For the function $$f(x) = 3^x$$: As $$x$$ becomes a very large negative number (e.g., $$-100$$), $$3^x$$ becomes a very small positive number (e.g., $$3^{-100} = \frac{1}{3^{100}}$$), getting closer and closer to zero but never actually reaching zero. This means the graph approaches the x-axis.
For the function $$g(x) = 3^{-x}$$: As $$x$$ becomes a very large positive number (e.g., $$100$$), $$3^{-x}$$ becomes a very small positive number (e.g., $$3^{-100} = \frac{1}{3^{100}}$$), getting closer and closer to zero but never actually reaching zero. This means the graph approaches the x-axis.
In both cases, the horizontal line $$y=0$$ (which is the x-axis) is a horizontal asymptote. There are no vertical asymptotes for these exponential functions.
The equation for the asymptote is $$y=0$$.

**step5** Graphing the Functions

Now we plot the points found in Step 2 and Step 3 on a rectangular coordinate system.

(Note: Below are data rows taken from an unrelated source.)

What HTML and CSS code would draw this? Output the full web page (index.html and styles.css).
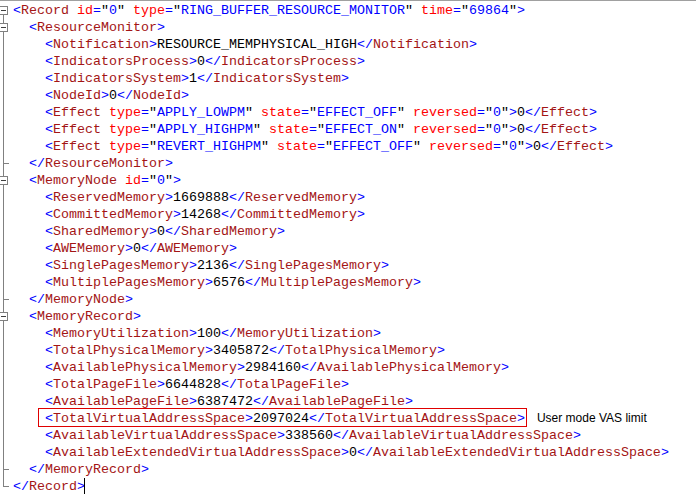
FILE: index.html
```html
<!DOCTYPE html>
<html lang="en">
<head>
    <meta charset="UTF-8">
    <title>Ring buffer record</title>
    <link rel="stylesheet" href="styles.css">
</head>
<body>
    <div class="editor">
        <div class="line"><span class="gutter fold first"></span><span class="code"><span class="d">&lt;</span><span class="n">Record</span> <span class="a">id</span><span class="d">=</span>"<span class="v">0</span>" <span class="a">type</span><span class="d">=</span>"<span class="v">RING_BUFFER_RESOURCE_MONITOR</span>" <span class="a">time</span><span class="d">=</span>"<span class="v">69864</span>"<span class="d">&gt;</span></span></div>
        <div class="line"><span class="gutter fold"></span><span class="code i1"><span class="d">&lt;</span><span class="n">ResourceMonitor</span><span class="d">&gt;</span></span></div>
        <div class="line"><span class="gutter bar"></span><span class="code i2"><span class="d">&lt;</span><span class="n">Notification</span><span class="d">&gt;</span>RESOURCE_MEMPHYSICAL_HIGH<span class="d">&lt;/</span><span class="n">Notification</span><span class="d">&gt;</span></span></div>
        <div class="line"><span class="gutter bar"></span><span class="code i2"><span class="d">&lt;</span><span class="n">IndicatorsProcess</span><span class="d">&gt;</span>0<span class="d">&lt;/</span><span class="n">IndicatorsProcess</span><span class="d">&gt;</span></span></div>
        <div class="line"><span class="gutter bar"></span><span class="code i2"><span class="d">&lt;</span><span class="n">IndicatorsSystem</span><span class="d">&gt;</span>1<span class="d">&lt;/</span><span class="n">IndicatorsSystem</span><span class="d">&gt;</span></span></div>
        <div class="line"><span class="gutter bar"></span><span class="code i2"><span class="d">&lt;</span><span class="n">NodeId</span><span class="d">&gt;</span>0<span class="d">&lt;/</span><span class="n">NodeId</span><span class="d">&gt;</span></span></div>
        <div class="line"><span class="gutter bar"></span><span class="code i2"><span class="d">&lt;</span><span class="n">Effect</span> <span class="a">type</span><span class="d">=</span>"<span class="v">APPLY_LOWPM</span>" <span class="a">state</span><span class="d">=</span>"<span class="v">EFFECT_OFF</span>" <span class="a">reversed</span><span class="d">=</span>"<span class="v">0</span>"<span class="d">&gt;</span>0<span class="d">&lt;/</span><span class="n">Effect</span><span class="d">&gt;</span></span></div>
        <div class="line"><span class="gutter bar"></span><span class="code i2"><span class="d">&lt;</span><span class="n">Effect</span> <span class="a">type</span><span class="d">=</span>"<span class="v">APPLY_HIGHPM</span>" <span class="a">state</span><span class="d">=</span>"<span class="v">EFFECT_ON</span>" <span class="a">reversed</span><span class="d">=</span>"<span class="v">0</span>"<span class="d">&gt;</span>0<span class="d">&lt;/</span><span class="n">Effect</span><span class="d">&gt;</span></span></div>
        <div class="line"><span class="gutter bar"></span><span class="code i2"><span class="d">&lt;</span><span class="n">Effect</span> <span class="a">type</span><span class="d">=</span>"<span class="v">REVERT_HIGHPM</span>" <span class="a">state</span><span class="d">=</span>"<span class="v">EFFECT_OFF</span>" <span class="a">reversed</span><span class="d">=</span>"<span class="v">0</span>"<span class="d">&gt;</span>0<span class="d">&lt;/</span><span class="n">Effect</span><span class="d">&gt;</span></span></div>
        <div class="line"><span class="gutter end"></span><span class="code i1"><span class="d">&lt;/</span><span class="n">ResourceMonitor</span><span class="d">&gt;</span></span></div>
        <div class="line"><span class="gutter fold"></span><span class="code i1"><span class="d">&lt;</span><span class="n">MemoryNode</span> <span class="a">id</span><span class="d">=</span>"<span class="v">0</span>"<span class="d">&gt;</span></span></div>
        <div class="line"><span class="gutter bar"></span><span class="code i2"><span class="d">&lt;</span><span class="n">ReservedMemory</span><span class="d">&gt;</span>1669888<span class="d">&lt;/</span><span class="n">ReservedMemory</span><span class="d">&gt;</span></span></div>
        <div class="line"><span class="gutter bar"></span><span class="code i2"><span class="d">&lt;</span><span class="n">CommittedMemory</span><span class="d">&gt;</span>14268<span class="d">&lt;/</span><span class="n">CommittedMemory</span><span class="d">&gt;</span></span></div>
        <div class="line"><span class="gutter bar"></span><span class="code i2"><span class="d">&lt;</span><span class="n">SharedMemory</span><span class="d">&gt;</span>0<span class="d">&lt;/</span><span class="n">SharedMemory</span><span class="d">&gt;</span></span></div>
        <div class="line"><span class="gutter bar"></span><span class="code i2"><span class="d">&lt;</span><span class="n">AWEMemory</span><span class="d">&gt;</span>0<span class="d">&lt;/</span><span class="n">AWEMemory</span><span class="d">&gt;</span></span></div>
        <div class="line"><span class="gutter bar"></span><span class="code i2"><span class="d">&lt;</span><span class="n">SinglePagesMemory</span><span class="d">&gt;</span>2136<span class="d">&lt;/</span><span class="n">SinglePagesMemory</span><span class="d">&gt;</span></span></div>
        <div class="line"><span class="gutter bar"></span><span class="code i2"><span class="d">&lt;</span><span class="n">MultiplePagesMemory</span><span class="d">&gt;</span>6576<span class="d">&lt;/</span><span class="n">MultiplePagesMemory</span><span class="d">&gt;</span></span></div>
        <div class="line"><span class="gutter end"></span><span class="code i1"><span class="d">&lt;/</span><span class="n">MemoryNode</span><span class="d">&gt;</span></span></div>
        <div class="line"><span class="gutter fold"></span><span class="code i1"><span class="d">&lt;</span><span class="n">MemoryRecord</span><span class="d">&gt;</span></span></div>
        <div class="line"><span class="gutter bar"></span><span class="code i2"><span class="d">&lt;</span><span class="n">MemoryUtilization</span><span class="d">&gt;</span>100<span class="d">&lt;/</span><span class="n">MemoryUtilization</span><span class="d">&gt;</span></span></div>
        <div class="line"><span class="gutter bar"></span><span class="code i2"><span class="d">&lt;</span><span class="n">TotalPhysicalMemory</span><span class="d">&gt;</span>3405872<span class="d">&lt;/</span><span class="n">TotalPhysicalMemory</span><span class="d">&gt;</span></span></div>
        <div class="line"><span class="gutter bar"></span><span class="code i2"><span class="d">&lt;</span><span class="n">AvailablePhysicalMemory</span><span class="d">&gt;</span>2984160<span class="d">&lt;/</span><span class="n">AvailablePhysicalMemory</span><span class="d">&gt;</span></span></div>
        <div class="line"><span class="gutter bar"></span><span class="code i2"><span class="d">&lt;</span><span class="n">TotalPageFile</span><span class="d">&gt;</span>6644828<span class="d">&lt;/</span><span class="n">TotalPageFile</span><span class="d">&gt;</span></span></div>
        <div class="line"><span class="gutter bar"></span><span class="code i2"><span class="d">&lt;</span><span class="n">AvailablePageFile</span><span class="d">&gt;</span>6387472<span class="d">&lt;/</span><span class="n">AvailablePageFile</span><span class="d">&gt;</span></span></div>
        <div class="line"><span class="gutter bar"></span><span class="code i2"><span class="mark"><span class="d">&lt;</span><span class="n">TotalVirtualAddressSpace</span><span class="d">&gt;</span>2097024<span class="d">&lt;/</span><span class="n">TotalVirtualAddressSpace</span><span class="d">&gt;</span></span></span><span class="note">User mode VAS limit</span></div>
        <div class="line"><span class="gutter bar"></span><span class="code i2"><span class="d">&lt;</span><span class="n">AvailableVirtualAddressSpace</span><span class="d">&gt;</span>338560<span class="d">&lt;/</span><span class="n">AvailableVirtualAddressSpace</span><span class="d">&gt;</span></span></div>
        <div class="line"><span class="gutter bar"></span><span class="code i2"><span class="d">&lt;</span><span class="n">AvailableExtendedVirtualAddressSpace</span><span class="d">&gt;</span>0<span class="d">&lt;/</span><span class="n">AvailableExtendedVirtualAddressSpace</span><span class="d">&gt;</span></span></div>
        <div class="line"><span class="gutter end"></span><span class="code i1"><span class="d">&lt;/</span><span class="n">MemoryRecord</span><span class="d">&gt;</span></span></div>
        <div class="line"><span class="gutter last"></span><span class="code"><span class="d">&lt;/</span><span class="n">Record</span><span class="d">&gt;</span><span class="caret"></span></span></div>
    </div>
</body>
</html>
```

FILE: styles.css
```css
body {
    margin: 0;
    background-color: #fff;
}

.editor {
    border-top: 1px solid #a0a0a0;
    padding-top: 1px;
    font-family: "Liberation Mono", "Courier New", monospace;
    font-size: 13.333px;
    color: #000;
}

.line {
    display: flex;
    align-items: center;
    height: 17px;
    line-height: 17px;
    white-space: pre;
}

/* fold margin */
.gutter {
    position: relative;
    flex: none;
    width: 13px;
    height: 17px;
}

.gutter::before {
    content: "";
    position: absolute;
    left: 3px;
    width: 1px;
    top: 0;
    bottom: 0;
    background: #808080;
}

.gutter.first::before {
    top: 8px;
}

.gutter.last::before {
    bottom: 8px;
}

.gutter.end::after,
.gutter.last::after {
    content: "";
    position: absolute;
    left: 3px;
    top: 8px;
    width: 6px;
    height: 1px;
    background: #808080;
}

.gutter.fold::after {
    content: "";
    position: absolute;
    left: -1px;
    top: 4px;
    width: 7px;
    height: 7px;
    border: 1px solid #808080;
    background: linear-gradient(#404040, #404040) center / 5px 1px no-repeat, #fff;
}

.i1 {
    padding-left: 16px;
}

.i2 {
    padding-left: 32px;
}

/* syntax colours */
.d { color: #0000ff; }
.n { color: #a31515; }
.a { color: #ff0000; }
.v { color: #0000ff; }

.mark {
    position: relative;
    display: inline-block;
    line-height: 17px;
}

.mark::before {
    content: "";
    position: absolute;
    left: -7px;
    right: -2px;
    top: -2px;
    bottom: 0;
    border: 1px solid #e00000;
}

.note {
    margin-left: 12px;
    font-family: "Liberation Sans", Arial, sans-serif;
    font-size: 12px;
}

.caret {
    display: inline-block;
    width: 1px;
    height: 16px;
    margin-left: -1px;
    vertical-align: middle;
    background: #000;
}
```
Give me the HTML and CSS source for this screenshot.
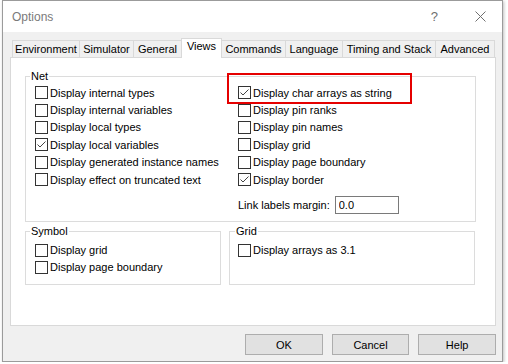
FILE: index.html
```html
<!DOCTYPE html>
<html>
<head>
    <title>Options</title>
    <link rel="stylesheet" href="styles.css">
</head>
<body>
    <div class="window">
        <div class="titlebar">
            <span class="title">Options</span>
            <span class="help">?</span>
            <svg class="close" width="11" height="11" viewBox="0 0 11 11">
                <path d="M0.5 0.5 L10.5 10.5 M10.5 0.5 L0.5 10.5" stroke="#6f6f6f" stroke-width="1" fill="none"/>
            </svg>
        </div>
        <div class="content">
            <div class="tabs">
                <div class="tab tab-env">Environment</div>
                <div class="tab tab-sim">Simulator</div>
                <div class="tab tab-gen">General</div>
                <div class="tab tab-views active">Views</div>
                <div class="tab tab-cmd">Commands</div>
                <div class="tab tab-lang">Language</div>
                <div class="tab tab-timing">Timing and Stack</div>
                <div class="tab tab-adv">Advanced</div>
            </div>
            <div class="panel">
                <fieldset class="group net">
                    <legend>Net</legend>
                    <div class="cols">
                        <div class="col left">
                            <label class="row"><span class="check"></span>Display internal types</label>
                            <label class="row"><span class="check"></span>Display internal variables</label>
                            <label class="row"><span class="check"></span>Display local types</label>
                            <label class="row"><span class="check checked"><svg width="11" height="11" viewBox="0 0 11 11"><polyline points="1.5,5.5 4,8 9.5,2.5" stroke="#444" stroke-width="1" fill="none"/></svg></span>Display local variables</label>
                            <label class="row"><span class="check"></span>Display generated instance names</label>
                            <label class="row"><span class="check"></span>Display effect on truncated text</label>
                        </div>
                        <div class="col right">
                            <label class="row highlight"><span class="check checked"><svg width="11" height="11" viewBox="0 0 11 11"><polyline points="1.5,5.5 4,8 9.5,2.5" stroke="#444" stroke-width="1" fill="none"/></svg></span>Display char arrays as string</label>
                            <label class="row"><span class="check"></span>Display pin ranks</label>
                            <label class="row"><span class="check"></span>Display pin names</label>
                            <label class="row"><span class="check"></span>Display grid</label>
                            <label class="row"><span class="check"></span>Display page boundary</label>
                            <label class="row"><span class="check checked"><svg width="11" height="11" viewBox="0 0 11 11"><polyline points="1.5,5.5 4,8 9.5,2.5" stroke="#444" stroke-width="1" fill="none"/></svg></span>Display border</label>
                            <div class="link-row">
                                <span>Link labels margin:</span>
                                <input type="text" value="0.0">
                            </div>
                        </div>
                    </div>
                </fieldset>
                <div class="lower">
                    <fieldset class="group symbol">
                        <legend>Symbol</legend>
                        <label class="row"><span class="check"></span>Display grid</label>
                        <label class="row"><span class="check"></span>Display page boundary</label>
                    </fieldset>
                    <fieldset class="group grid">
                        <legend>Grid</legend>
                        <label class="row"><span class="check"></span>Display arrays as 3.1</label>
                    </fieldset>
                </div>
            </div>
            <div class="buttons">
                <button>OK</button>
                <button>Cancel</button>
                <button>Help</button>
            </div>
        </div>
    </div>
</body>
</html>
```

FILE: styles.css
```css
body {
    margin: 0;
    background-color: #ffffff;
    font-family: "Liberation Sans", Arial, sans-serif;
    font-size: 11px;
    color: #000000;
}

.window {
    margin-left: 2px;
    width: 501px;
    height: 362px;
    box-sizing: border-box;
    border: 1px solid #9b9b9b;
    background-color: #f0f0f0;
    box-shadow: 1px 1px 3px rgba(0, 0, 0, 0.25);
}

.titlebar {
    height: 31px;
    display: flex;
    align-items: center;
    padding-left: 9px;
    background-color: #ffffff;
    color: #7a7a7a;
    font-size: 12px;
}

.help {
    margin-left: auto;
    font-size: 13px;
    color: #6f6f6f;
}

.close {
    margin-left: 37px;
    margin-right: 16px;
}

.content {
    padding: 6px 6px 0 7px;
}

/* tab strip */
.tabs {
    display: flex;
    align-items: flex-end;
    height: 19px;
    padding-left: 2px;
}

.tab {
    height: 17px;
    box-sizing: border-box;
    border: 1px solid #d9d9d9;
    border-bottom: none;
    margin-right: -1px;
    line-height: 16px;
    text-align: center;
    white-space: nowrap;
    background-color: #f0f0f0;
}

.tab-env { width: 68px; }
.tab-sim { width: 55px; }
.tab-gen { width: 49px; }
.tab-views { width: 41px; }
.tab-cmd { width: 65px; }
.tab-lang { width: 58px; }
.tab-timing { width: 94px; }
.tab-adv { width: 60px; }

.tab.active {
    position: relative;
    z-index: 1;
    height: 20px;
    margin-bottom: -1px;
    line-height: 15px;
    background-color: #ffffff;
}

.panel {
    height: 269px;
    box-sizing: border-box;
    border: 1px solid #d9d9d9;
    background-color: #ffffff;
    padding: 12px 0 0 14px;
}

.group {
    margin: 0;
    min-width: 0;
    box-sizing: border-box;
    border: 1px solid #dcdcdc;
}

.group legend {
    padding: 0 1px;
    margin-left: -5px;
    line-height: 12px;
}

.net {
    width: 451px;
    padding: 2px 9px 7px 9px;
}

.cols {
    display: flex;
}

.col.left {
    width: 203px;
}

.row {
    height: 17.4px;
    display: flex;
    align-items: center;
    white-space: nowrap;
}

.check {
    width: 13px;
    height: 13px;
    box-sizing: border-box;
    border: 1px solid #333333;
    background-color: #ffffff;
    margin-right: 2px;
    flex: none;
}

.check svg {
    display: block;
}

.highlight {
    position: relative;
}

.highlight::after {
    content: "";
    position: absolute;
    left: -11px;
    top: -11px;
    width: 185px;
    height: 31px;
    box-sizing: border-box;
    border: 2px solid #e50000;
}

.link-row {
    display: flex;
    align-items: center;
    margin-top: 8px;
}

.link-row input {
    width: 64px;
    height: 18px;
    box-sizing: border-box;
    margin: 0 0 0 5px;
    padding: 0 3px;
    border: 1px solid #7a7a7a;
    font: inherit;
    color: #000000;
}

.lower {
    display: flex;
    gap: 8px;
    margin-top: 3px;
}

.symbol {
    width: 196px;
    padding: 4px 9px 8px 9px;
}

.grid {
    width: 246px;
    padding: 4px 8px 8px 8px;
}

.grid legend {
    margin-left: -3px;
}

.buttons {
    display: flex;
    gap: 9px;
    margin-top: 8px;
    padding-left: 235px;
}

.buttons button {
    width: 78px;
    height: 21px;
    padding: 0;
    border: 1px solid #adadad;
    background-color: #e1e1e1;
    font: inherit;
    color: #000000;
}
```
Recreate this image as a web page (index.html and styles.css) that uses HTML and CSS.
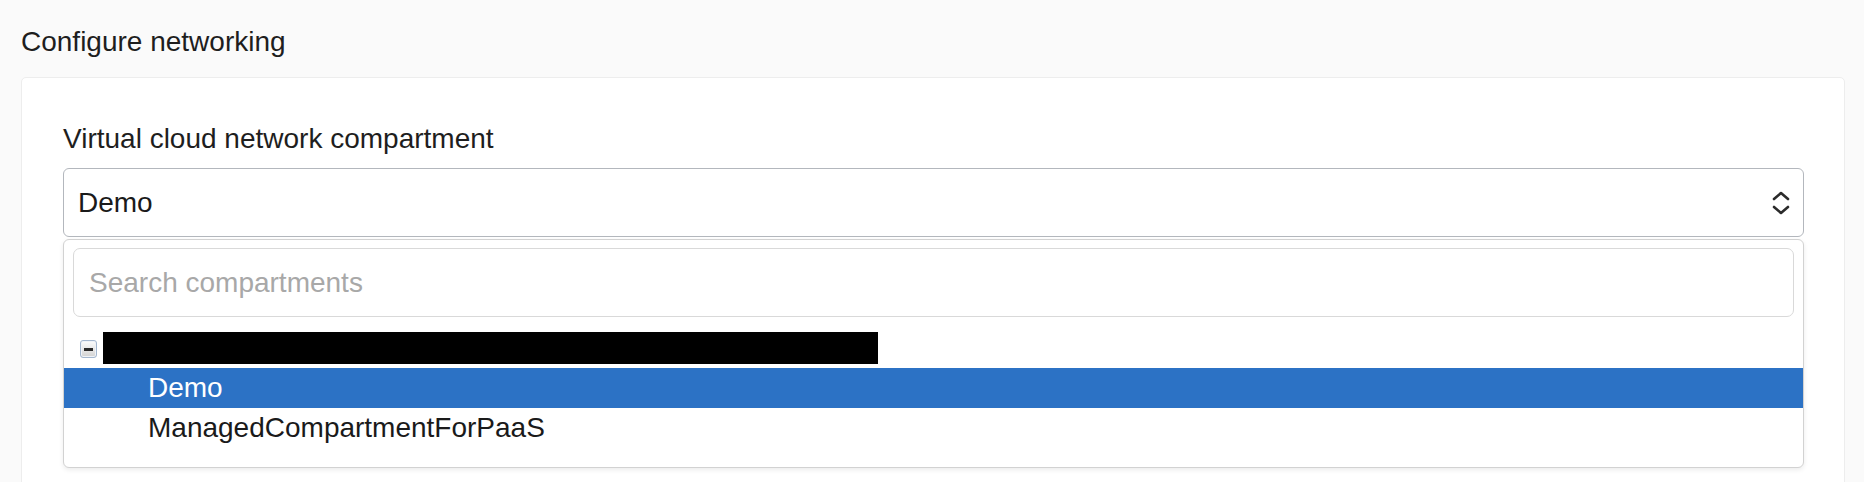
FILE: index.html
```html
<!DOCTYPE html>
<html>
<head>
<meta charset="utf-8">
<link rel="stylesheet" href="styles.css">
</head>
<body>
<div class="page">
  <h2 class="section-title">Configure networking</h2>
  <div class="card">
    <label class="field-label">Virtual cloud network compartment</label>
    <div class="select">
      <span class="select-value">Demo</span>
      <svg class="select-arrows" width="20" height="30" viewBox="0 0 20 30">
        <path d="M3 11 L10 5 L17 11" fill="none" stroke="#2b2b2b" stroke-width="2.6" stroke-linecap="round" stroke-linejoin="round"/>
        <path d="M3 19 L10 25 L17 19" fill="none" stroke="#2b2b2b" stroke-width="2.6" stroke-linecap="round" stroke-linejoin="round"/>
      </svg>
    </div>
    <div class="dropdown">
      <div class="search">Search compartments</div>
      <div class="tree-root">
        <span class="toggle"><span class="minus"></span></span>
        <span class="redacted"></span>
      </div>
      <div class="tree-item selected">Demo</div>
      <div class="tree-item">ManagedCompartmentForPaaS</div>
    </div>
  </div>
</div>
</body>
</html>
```

FILE: styles.css
```css
html, body {
  margin: 0;
  padding: 0;
  background: #fafafa;
}
body {
  font-family: "Liberation Sans", Arial, Helvetica, sans-serif;
  color: #1f1f1f;
  width: 1864px;
  height: 482px;
  overflow: hidden;
}
.page {
  padding: 26px 19px 0 21px;
}
.section-title {
  margin: 0 0 19px 0;
  font-size: 28px;
  font-weight: normal;
  line-height: 32px;
  color: #1e1e1e;
}
.card {
  background: #fff;
  border: 1px solid #ededed;
  border-radius: 5px;
  padding: 45px 40px 20px 41px;
}
.field-label {
  display: block;
  font-size: 28px;
  line-height: 32px;
  color: #1e1e1e;
  margin-bottom: 13px;
}
.select {
  height: 67px;
  border: 1px solid #b3b7bd;
  border-radius: 6px;
  display: flex;
  align-items: center;
  justify-content: space-between;
  padding: 0 12px 0 14px;
  background: #fff;
}
.select-value {
  font-size: 28px;
  color: #1a1a1a;
}
.select-arrows {
  display: block;
}
.dropdown {
  margin-top: 2px;
  border: 1px solid #d2d2d2;
  border-radius: 6px;
  box-shadow: 0 2px 5px rgba(0,0,0,0.08);
  background: #fff;
  padding: 8px 0 19px 0;
}
.search {
  margin: 0 9px;
  height: 67px;
  border: 1px solid #d9d9d9;
  border-radius: 7px;
  display: flex;
  align-items: center;
  padding-left: 15px;
  font-size: 28px;
  color: #a8a8a8;
}
.tree-root {
  display: flex;
  align-items: center;
  height: 32px;
  margin: 15px 0 4px 0;
  padding-left: 16px;
}
.toggle {
  width: 17px;
  height: 18px;
  border: 1px solid #a3b6ce;
  border-radius: 3px;
  background: linear-gradient(#fdfdfd, #d2d2d2);
  box-shadow: inset 0 0 0 1px #eef2f7;
  display: flex;
  align-items: center;
  justify-content: center;
  margin-top: 2px;
  margin-right: 6px;
  box-sizing: border-box;
}
.minus {
  width: 9px;
  height: 3px;
  background: #2a2a2a;
}
.redacted {
  width: 775px;
  height: 32px;
  background: #000;
}
.tree-item {
  height: 40px;
  line-height: 40px;
  font-size: 28px;
  padding-left: 84px;
  color: #1a1a1a;
}
.tree-item.selected {
  background: #2c72c5;
  color: #fff;
}
```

For $$f(x)=3^x$$: Plot $$(-2, \frac{1}{9})$$, $$(-1, \frac{1}{3})$$, $$(0, 1)$$, $$(1, 3)$$, and $$(2, 9)$$. Draw a smooth curve connecting these points, ensuring it approaches the x-axis (the line $$y=0$$) as $$x$$ goes towards the left.
For $$g(x)=3^{-x}$$: Plot $$(-2, 9)$$, $$(-1, 3)$$, $$(0, 1)$$, $$(1, \frac{1}{3})$$, and $$(2, \frac{1}{9})$$. Draw a smooth curve connecting these points, ensuring it approaches the x-axis (the line $$y=0$$) as $$x$$ goes towards the right.
Both curves will pass through the point $$(0, 1)$$. The x-axis ($$y=0$$) should be shown as the asymptote for both functions.
(Since I cannot draw an actual graph here, the description provides the steps for how one would construct the graph.)